It was long a staple in science-fiction that Mercury was locked into rotational resonance with its own orbit around the sun - although I doubt anyone serious ever imagined that this (visibly) tiny planet could hold an atmosphere. Some years back I read and enjoyed Comins' What if the earth had two moons; among which parallel Earths, was one locked into rotational resonance with its own orbit around the sun. Recently James Trefil and Michael Summers in Imagined Life have mooted the same. Now that we've been seeing plenty of close-in Earthlike planets, and even one around Proxima, it's time to constrain how a habitable such world would be possible.
The reason Mercury was assumed tidally-locked so long was because nineteenth-century models explained how such worked out for our Moon. (Mercury turns out to spin:revolve at 3:2, which isn't so far off.) We will rarely see tidal locking for further-out planets like Venus and Earth. So, for our tidally-locked hypothet: assume a tight Mercury-like day-year, and similar distance from a Proxima-like star.
Oh, they'll just be living on the prime-meridian, say the naïve. Even Clark Ashton Smith used to say that, back in the Mercury days. Trefil and Summers note that if the place has an atmosphere, that atmosphere will be moving - like Venus' atmosphere moves. On a sun-facing planet, the air on the sunny side gets hot and on the darker side, not. This leads to the hot air rising and flowing outward; the cold air sinking, and flowing inward.
Trefil and Summers pp. 120-1 claim that the planetary wind does this fast. Mach 15, they say.
This piqued my notice because I'm proposing (elsewhere) 11 AM Flotilla. Some amazing material scientist could run an scramjet against a Mach 15 stratosphere, even with Earthlike insolation (UPDATE 2/3 - material science is, yes, key here; X-43 is only at, what, Mach 9?). As for carrying that Orion nuclear rocket, I'd look into inlining its architecture with that of an aircraft - I see no way a Mach 15 perma-plane drags this thing behind on a net.

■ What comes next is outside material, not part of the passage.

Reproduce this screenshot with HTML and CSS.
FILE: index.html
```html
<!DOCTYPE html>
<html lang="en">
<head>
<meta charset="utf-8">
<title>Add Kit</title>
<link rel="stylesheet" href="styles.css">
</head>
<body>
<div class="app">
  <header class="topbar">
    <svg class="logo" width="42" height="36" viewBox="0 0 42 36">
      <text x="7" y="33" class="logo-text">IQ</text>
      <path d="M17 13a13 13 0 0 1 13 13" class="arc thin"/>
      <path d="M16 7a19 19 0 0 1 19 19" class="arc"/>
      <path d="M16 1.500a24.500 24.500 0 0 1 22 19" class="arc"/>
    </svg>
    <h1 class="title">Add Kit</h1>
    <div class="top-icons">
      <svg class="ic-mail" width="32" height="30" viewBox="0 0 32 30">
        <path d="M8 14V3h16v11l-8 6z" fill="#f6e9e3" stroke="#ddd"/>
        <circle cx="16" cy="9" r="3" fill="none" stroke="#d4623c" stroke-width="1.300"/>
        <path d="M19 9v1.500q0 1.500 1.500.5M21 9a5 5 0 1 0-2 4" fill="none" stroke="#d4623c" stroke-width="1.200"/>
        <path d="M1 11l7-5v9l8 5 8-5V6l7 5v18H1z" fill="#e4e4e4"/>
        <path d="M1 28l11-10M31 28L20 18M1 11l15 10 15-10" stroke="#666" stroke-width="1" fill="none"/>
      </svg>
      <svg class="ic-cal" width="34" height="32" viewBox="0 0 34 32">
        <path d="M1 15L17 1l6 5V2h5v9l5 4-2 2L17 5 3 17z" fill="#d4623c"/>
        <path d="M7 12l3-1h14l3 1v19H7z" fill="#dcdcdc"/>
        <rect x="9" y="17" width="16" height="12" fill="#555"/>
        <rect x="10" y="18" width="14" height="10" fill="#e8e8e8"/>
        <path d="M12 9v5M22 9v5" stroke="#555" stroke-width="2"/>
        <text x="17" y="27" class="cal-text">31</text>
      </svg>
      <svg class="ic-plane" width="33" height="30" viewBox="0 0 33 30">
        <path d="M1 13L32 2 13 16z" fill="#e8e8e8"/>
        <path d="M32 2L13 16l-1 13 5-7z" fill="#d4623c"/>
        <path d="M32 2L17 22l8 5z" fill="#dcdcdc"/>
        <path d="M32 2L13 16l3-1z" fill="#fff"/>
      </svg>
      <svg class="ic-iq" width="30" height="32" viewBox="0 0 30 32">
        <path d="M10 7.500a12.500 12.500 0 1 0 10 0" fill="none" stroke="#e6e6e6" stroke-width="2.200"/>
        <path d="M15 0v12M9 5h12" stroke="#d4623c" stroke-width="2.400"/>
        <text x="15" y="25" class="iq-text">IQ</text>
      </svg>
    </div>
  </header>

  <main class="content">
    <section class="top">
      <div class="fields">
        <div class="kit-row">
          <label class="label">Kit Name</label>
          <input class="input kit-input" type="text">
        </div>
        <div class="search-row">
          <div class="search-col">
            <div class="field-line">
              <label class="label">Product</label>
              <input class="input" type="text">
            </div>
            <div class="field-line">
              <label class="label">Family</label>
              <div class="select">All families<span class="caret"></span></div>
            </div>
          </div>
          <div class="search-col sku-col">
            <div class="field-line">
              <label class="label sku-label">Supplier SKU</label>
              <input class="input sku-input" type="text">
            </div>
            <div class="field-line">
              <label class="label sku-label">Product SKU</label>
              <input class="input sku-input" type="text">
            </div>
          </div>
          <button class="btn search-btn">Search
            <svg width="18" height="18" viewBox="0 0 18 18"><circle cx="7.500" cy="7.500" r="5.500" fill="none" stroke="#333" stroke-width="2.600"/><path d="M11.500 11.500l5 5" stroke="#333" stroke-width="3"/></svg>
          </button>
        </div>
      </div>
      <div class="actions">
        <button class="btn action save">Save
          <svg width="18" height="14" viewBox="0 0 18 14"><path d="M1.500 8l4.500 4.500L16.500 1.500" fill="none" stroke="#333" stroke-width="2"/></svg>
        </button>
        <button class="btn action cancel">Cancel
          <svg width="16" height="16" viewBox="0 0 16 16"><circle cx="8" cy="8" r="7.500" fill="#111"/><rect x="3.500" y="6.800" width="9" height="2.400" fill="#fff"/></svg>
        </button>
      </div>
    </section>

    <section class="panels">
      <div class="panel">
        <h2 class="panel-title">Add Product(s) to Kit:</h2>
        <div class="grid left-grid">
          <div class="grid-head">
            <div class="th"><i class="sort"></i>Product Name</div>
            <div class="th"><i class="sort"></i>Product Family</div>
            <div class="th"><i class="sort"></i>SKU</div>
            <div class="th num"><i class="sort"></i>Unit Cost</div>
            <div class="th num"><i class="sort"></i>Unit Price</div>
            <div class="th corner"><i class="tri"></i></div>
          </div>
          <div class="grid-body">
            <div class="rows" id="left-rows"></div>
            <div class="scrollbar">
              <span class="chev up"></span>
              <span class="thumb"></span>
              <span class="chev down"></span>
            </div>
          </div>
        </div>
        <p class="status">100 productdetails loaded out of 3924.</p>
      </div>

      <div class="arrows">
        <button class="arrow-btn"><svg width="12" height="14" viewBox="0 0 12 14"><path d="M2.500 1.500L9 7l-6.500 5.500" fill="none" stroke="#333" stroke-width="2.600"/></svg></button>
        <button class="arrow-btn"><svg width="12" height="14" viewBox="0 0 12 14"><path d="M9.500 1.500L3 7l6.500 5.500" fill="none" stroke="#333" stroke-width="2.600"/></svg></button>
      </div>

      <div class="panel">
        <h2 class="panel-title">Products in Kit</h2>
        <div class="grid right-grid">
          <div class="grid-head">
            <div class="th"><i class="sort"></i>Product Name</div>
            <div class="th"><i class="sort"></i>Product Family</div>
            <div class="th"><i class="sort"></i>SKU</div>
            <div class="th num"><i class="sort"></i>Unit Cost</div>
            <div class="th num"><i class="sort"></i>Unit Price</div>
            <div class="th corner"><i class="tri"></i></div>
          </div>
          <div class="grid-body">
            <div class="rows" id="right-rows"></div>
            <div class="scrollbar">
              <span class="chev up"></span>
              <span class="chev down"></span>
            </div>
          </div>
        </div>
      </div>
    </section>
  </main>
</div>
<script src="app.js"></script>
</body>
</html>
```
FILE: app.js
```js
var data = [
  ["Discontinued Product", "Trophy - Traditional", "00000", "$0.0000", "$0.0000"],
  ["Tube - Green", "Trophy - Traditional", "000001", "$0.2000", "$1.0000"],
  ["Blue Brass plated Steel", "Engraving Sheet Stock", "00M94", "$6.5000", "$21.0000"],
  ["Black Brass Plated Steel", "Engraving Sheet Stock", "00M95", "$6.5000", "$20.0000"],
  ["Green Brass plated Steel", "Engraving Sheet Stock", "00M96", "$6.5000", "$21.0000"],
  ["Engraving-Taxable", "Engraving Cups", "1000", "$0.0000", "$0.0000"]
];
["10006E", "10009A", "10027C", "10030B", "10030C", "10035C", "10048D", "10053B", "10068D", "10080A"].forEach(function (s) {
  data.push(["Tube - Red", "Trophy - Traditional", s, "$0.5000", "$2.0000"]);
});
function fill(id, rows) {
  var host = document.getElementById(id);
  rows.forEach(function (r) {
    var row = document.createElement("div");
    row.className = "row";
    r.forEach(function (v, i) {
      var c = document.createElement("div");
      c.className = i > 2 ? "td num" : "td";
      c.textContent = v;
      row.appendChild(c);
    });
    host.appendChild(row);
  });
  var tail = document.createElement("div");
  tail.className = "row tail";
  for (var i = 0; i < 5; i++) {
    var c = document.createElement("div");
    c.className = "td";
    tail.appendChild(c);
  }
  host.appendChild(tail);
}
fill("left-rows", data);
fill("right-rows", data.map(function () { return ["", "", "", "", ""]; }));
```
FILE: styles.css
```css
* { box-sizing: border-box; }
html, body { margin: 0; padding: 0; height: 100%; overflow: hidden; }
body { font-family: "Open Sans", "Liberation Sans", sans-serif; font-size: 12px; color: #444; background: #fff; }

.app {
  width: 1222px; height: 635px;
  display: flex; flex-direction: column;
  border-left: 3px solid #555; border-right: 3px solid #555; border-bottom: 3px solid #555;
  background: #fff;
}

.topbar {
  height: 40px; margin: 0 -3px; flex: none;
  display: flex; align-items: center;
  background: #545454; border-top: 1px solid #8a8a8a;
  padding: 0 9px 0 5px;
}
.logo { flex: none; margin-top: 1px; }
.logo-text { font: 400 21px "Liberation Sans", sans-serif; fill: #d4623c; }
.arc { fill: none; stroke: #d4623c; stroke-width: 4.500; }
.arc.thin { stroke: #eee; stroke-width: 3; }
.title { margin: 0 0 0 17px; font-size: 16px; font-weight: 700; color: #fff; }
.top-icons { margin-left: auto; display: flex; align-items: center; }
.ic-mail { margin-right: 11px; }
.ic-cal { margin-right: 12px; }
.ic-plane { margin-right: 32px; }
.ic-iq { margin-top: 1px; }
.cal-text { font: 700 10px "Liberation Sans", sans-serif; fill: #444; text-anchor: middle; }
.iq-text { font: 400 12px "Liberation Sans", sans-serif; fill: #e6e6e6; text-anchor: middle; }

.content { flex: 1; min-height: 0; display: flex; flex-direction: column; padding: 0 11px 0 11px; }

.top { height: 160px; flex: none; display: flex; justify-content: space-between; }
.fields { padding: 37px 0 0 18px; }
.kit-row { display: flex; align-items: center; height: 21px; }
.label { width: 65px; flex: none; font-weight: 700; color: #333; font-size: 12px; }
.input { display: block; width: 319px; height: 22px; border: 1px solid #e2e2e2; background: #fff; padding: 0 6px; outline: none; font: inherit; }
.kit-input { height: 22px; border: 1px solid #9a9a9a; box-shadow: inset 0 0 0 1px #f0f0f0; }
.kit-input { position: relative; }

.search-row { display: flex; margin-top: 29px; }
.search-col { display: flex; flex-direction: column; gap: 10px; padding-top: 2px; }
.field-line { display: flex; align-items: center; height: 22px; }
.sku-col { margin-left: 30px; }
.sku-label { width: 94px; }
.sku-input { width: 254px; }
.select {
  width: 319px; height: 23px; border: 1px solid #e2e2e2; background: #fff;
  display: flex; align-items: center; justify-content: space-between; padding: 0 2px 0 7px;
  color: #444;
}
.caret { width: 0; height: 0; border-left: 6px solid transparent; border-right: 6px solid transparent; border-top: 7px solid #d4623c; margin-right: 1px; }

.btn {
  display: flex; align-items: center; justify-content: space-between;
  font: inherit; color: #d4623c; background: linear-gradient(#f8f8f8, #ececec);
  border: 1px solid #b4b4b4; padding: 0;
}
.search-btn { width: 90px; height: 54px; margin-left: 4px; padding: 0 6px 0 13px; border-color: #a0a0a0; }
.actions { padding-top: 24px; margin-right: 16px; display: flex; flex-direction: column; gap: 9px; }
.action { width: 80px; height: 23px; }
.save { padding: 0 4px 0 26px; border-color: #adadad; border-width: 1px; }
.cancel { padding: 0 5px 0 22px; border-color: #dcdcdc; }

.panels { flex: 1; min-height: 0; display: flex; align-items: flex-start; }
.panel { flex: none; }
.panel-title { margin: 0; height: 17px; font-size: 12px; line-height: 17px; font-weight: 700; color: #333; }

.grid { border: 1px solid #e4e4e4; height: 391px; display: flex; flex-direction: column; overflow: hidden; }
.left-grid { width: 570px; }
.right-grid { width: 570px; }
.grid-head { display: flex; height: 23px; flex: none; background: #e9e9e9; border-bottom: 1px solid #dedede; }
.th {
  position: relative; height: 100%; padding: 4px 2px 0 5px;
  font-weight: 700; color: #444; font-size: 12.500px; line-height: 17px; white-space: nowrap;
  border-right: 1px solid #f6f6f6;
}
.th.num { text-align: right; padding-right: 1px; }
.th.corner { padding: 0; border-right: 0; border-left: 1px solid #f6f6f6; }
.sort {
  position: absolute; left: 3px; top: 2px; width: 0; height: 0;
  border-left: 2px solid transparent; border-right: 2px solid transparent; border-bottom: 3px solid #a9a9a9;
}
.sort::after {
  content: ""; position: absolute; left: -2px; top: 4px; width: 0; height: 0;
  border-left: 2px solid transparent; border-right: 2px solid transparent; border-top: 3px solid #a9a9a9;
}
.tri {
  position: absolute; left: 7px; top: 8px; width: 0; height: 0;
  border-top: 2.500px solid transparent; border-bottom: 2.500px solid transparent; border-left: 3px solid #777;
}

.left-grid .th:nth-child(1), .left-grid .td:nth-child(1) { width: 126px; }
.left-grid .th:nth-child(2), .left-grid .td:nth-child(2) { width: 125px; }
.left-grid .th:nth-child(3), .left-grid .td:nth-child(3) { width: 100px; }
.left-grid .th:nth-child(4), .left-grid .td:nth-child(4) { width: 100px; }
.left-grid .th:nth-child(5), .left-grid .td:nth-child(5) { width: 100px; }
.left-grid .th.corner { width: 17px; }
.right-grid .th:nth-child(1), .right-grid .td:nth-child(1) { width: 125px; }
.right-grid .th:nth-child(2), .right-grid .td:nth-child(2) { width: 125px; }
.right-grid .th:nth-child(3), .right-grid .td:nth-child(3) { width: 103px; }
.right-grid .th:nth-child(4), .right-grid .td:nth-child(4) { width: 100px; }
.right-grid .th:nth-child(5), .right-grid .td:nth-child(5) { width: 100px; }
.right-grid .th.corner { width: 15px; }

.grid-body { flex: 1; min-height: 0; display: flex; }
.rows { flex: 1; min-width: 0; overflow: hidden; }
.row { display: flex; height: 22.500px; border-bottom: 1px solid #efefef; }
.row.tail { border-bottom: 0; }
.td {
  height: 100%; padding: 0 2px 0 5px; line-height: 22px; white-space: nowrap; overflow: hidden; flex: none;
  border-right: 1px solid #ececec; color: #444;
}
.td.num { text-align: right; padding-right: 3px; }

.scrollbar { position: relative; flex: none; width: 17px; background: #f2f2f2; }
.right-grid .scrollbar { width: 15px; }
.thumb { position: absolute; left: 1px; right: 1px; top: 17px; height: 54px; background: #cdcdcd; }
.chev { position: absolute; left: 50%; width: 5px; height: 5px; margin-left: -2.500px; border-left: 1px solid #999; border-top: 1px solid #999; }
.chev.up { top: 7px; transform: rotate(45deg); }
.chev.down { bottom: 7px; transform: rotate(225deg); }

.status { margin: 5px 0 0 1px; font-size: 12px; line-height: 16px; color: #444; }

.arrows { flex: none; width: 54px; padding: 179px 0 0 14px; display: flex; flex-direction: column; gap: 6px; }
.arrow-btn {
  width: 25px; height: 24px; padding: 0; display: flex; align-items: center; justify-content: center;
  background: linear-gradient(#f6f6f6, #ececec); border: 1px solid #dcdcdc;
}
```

The question then boils down (heh) to: how long is this planet going to keep its atmosphere. The term is atmospheric escape (pdf). For thermal alone I think I'd take Figure 1.6, with a look at the planetary surface escape-velocity. From that I'd subtract the wind velocity. Given a speed of sound 340.3 ms-1, Mach 15 is 5104.5. Earth-escape is 11200. Subtracting the one from th'other, I'm looking at atmospheric escape-velocity 6100 ms-1 at the trailing planetary coma. That's also assuming exosphere 1000 K which I'm unsure we can. A few good flares would nuke this atmosphere but good. So we'd have to constrain Mach 15 World's sun that it not flare so bad. And that the planet has a decent spinning core, even if the planet itself isn't spinning on the outside.
I wonder if the whole question be moot. The authors forget exactly that these are close-in planets - their rotation is not as slow as they assume. For Super-Mercuries we must assume Coriolis. That distributes the wind more evenly around the planet.

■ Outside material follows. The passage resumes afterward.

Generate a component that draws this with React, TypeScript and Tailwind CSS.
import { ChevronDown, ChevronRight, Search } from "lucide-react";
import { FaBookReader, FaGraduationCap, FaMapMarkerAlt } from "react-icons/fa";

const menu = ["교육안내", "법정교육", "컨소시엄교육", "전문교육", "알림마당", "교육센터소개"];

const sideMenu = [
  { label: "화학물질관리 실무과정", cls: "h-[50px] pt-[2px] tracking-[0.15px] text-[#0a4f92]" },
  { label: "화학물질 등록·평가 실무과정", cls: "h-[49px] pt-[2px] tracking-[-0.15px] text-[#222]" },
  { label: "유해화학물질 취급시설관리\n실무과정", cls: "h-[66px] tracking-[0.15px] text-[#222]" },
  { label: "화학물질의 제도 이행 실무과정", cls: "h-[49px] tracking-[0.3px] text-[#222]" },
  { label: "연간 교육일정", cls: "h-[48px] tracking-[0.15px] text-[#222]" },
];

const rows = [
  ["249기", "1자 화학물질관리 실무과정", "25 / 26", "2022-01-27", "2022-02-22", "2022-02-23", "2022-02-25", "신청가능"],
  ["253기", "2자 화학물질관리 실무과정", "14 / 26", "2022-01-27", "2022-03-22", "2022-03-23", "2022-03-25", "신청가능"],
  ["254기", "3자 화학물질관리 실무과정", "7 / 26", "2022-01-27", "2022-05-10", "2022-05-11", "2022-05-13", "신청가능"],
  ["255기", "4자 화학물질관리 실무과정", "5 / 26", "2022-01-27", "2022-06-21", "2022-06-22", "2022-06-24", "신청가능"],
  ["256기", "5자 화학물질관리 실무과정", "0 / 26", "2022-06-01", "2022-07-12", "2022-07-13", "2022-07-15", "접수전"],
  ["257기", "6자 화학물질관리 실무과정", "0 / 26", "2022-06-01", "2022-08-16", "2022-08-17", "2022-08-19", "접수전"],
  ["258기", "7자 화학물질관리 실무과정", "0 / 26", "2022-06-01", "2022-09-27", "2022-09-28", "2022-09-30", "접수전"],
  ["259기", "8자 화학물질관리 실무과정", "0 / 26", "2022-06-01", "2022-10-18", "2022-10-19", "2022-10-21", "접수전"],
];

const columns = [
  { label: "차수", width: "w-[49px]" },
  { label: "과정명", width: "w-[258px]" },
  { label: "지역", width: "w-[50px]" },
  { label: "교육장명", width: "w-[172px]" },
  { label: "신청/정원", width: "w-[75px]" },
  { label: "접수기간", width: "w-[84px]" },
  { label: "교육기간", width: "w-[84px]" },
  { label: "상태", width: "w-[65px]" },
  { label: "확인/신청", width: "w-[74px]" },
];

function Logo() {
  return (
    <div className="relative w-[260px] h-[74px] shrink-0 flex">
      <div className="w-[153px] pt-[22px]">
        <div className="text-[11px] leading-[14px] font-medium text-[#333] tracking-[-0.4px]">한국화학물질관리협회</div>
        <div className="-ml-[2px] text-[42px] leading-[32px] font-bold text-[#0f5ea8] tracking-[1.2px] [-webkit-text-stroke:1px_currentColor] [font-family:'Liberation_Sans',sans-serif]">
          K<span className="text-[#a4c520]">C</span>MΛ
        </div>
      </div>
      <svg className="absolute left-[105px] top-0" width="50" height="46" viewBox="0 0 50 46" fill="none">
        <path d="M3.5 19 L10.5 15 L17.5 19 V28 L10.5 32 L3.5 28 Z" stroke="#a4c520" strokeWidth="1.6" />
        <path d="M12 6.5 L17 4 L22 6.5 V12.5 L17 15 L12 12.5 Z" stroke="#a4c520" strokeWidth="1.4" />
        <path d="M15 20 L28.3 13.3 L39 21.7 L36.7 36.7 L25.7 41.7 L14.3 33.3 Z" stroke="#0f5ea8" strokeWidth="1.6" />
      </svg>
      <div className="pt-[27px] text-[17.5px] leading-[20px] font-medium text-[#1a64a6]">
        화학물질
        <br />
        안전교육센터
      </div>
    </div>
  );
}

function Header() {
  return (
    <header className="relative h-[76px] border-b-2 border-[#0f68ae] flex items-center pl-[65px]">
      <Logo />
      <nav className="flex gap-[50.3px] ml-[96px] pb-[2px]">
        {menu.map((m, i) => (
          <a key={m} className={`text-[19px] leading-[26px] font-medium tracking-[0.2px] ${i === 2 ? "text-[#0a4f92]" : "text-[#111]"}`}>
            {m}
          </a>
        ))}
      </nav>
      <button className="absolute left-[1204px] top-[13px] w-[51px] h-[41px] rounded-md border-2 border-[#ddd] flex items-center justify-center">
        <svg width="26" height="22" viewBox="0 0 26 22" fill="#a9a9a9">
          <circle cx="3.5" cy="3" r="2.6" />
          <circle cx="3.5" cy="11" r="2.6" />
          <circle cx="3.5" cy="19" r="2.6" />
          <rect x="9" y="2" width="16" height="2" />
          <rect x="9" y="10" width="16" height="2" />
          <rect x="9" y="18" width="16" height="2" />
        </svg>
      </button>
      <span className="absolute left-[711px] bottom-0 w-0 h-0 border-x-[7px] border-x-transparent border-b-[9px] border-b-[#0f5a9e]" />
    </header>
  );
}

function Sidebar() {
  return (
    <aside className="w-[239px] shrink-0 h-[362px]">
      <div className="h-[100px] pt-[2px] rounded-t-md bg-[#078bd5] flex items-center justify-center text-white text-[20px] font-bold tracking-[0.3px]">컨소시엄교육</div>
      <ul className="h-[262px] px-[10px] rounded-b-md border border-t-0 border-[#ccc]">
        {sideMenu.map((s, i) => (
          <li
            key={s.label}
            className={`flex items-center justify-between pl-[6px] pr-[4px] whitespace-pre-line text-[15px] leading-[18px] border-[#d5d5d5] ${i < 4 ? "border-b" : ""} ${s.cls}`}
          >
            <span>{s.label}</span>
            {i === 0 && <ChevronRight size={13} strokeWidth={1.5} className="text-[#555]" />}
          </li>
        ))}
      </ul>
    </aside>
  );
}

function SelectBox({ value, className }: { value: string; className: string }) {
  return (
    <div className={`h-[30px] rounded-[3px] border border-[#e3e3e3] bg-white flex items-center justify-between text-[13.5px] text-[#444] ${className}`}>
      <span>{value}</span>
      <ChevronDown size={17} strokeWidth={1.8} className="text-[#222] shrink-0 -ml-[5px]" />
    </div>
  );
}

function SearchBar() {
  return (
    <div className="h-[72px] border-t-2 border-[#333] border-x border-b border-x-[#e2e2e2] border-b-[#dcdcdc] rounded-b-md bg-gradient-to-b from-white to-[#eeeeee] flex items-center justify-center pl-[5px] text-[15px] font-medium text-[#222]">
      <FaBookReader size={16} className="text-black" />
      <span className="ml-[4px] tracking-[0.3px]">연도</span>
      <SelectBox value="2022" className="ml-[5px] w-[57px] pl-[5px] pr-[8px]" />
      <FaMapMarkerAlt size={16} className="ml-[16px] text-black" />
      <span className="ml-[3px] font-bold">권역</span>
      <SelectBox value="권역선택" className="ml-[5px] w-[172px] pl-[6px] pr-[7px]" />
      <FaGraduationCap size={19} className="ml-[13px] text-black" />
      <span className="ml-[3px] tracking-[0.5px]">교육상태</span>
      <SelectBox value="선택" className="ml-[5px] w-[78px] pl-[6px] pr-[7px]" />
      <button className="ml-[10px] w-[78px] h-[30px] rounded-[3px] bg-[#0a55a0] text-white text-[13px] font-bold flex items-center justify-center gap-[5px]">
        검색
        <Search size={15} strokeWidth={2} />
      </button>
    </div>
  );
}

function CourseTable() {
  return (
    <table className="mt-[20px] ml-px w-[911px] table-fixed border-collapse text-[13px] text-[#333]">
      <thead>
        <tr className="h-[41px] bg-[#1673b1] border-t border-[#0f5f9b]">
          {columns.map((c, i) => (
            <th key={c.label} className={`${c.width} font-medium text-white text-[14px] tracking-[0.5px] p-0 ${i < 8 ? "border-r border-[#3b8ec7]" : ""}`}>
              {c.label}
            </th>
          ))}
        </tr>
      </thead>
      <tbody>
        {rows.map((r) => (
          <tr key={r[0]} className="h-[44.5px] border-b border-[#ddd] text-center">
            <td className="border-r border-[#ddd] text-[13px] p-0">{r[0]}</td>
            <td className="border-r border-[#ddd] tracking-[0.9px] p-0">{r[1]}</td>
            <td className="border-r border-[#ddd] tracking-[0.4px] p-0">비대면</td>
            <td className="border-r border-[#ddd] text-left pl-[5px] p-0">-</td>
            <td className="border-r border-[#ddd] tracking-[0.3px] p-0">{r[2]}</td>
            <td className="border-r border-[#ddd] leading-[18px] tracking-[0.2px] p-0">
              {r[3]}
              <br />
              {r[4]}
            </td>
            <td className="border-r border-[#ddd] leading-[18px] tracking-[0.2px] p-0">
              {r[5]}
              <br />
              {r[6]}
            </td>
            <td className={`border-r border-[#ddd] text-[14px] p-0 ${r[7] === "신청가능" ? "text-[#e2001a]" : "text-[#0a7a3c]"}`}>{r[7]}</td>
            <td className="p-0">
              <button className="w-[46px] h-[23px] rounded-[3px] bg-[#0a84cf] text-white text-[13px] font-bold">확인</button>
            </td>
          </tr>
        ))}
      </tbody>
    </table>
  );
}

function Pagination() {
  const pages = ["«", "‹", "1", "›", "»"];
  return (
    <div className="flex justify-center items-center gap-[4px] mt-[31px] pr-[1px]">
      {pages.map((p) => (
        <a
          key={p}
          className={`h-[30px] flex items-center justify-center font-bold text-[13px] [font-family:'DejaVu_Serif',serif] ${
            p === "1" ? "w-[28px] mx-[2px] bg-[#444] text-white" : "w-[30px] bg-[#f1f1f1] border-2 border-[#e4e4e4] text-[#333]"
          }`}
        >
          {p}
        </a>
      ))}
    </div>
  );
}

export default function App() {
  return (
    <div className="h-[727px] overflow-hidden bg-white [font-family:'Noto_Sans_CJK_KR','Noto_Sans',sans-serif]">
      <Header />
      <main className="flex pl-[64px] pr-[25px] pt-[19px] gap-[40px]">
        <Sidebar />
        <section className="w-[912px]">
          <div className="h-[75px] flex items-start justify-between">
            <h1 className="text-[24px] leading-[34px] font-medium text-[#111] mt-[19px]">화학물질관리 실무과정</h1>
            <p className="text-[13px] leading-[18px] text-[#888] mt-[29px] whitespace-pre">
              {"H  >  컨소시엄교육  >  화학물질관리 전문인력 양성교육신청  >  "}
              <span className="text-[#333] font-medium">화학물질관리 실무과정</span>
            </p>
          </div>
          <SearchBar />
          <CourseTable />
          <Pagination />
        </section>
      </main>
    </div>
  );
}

I do not see in these Earthlike simulations where the wind reaches Mach 15. They reach instead a (handsome, admittedly) 75 ms-1. The slower wind and the less-extreme heat differential further allow cloud buildup on the sunny side, reflecting that sun back away. Which brings us back to an ocean-world.
Maybe Trefil and Summers were thinking of the habitability of superMercury near an orange dwarf. That would explain why they speak of silicon rains on dayside. But as mentioned, I don't think they're keeping an atmosphere at this windspeed and heat.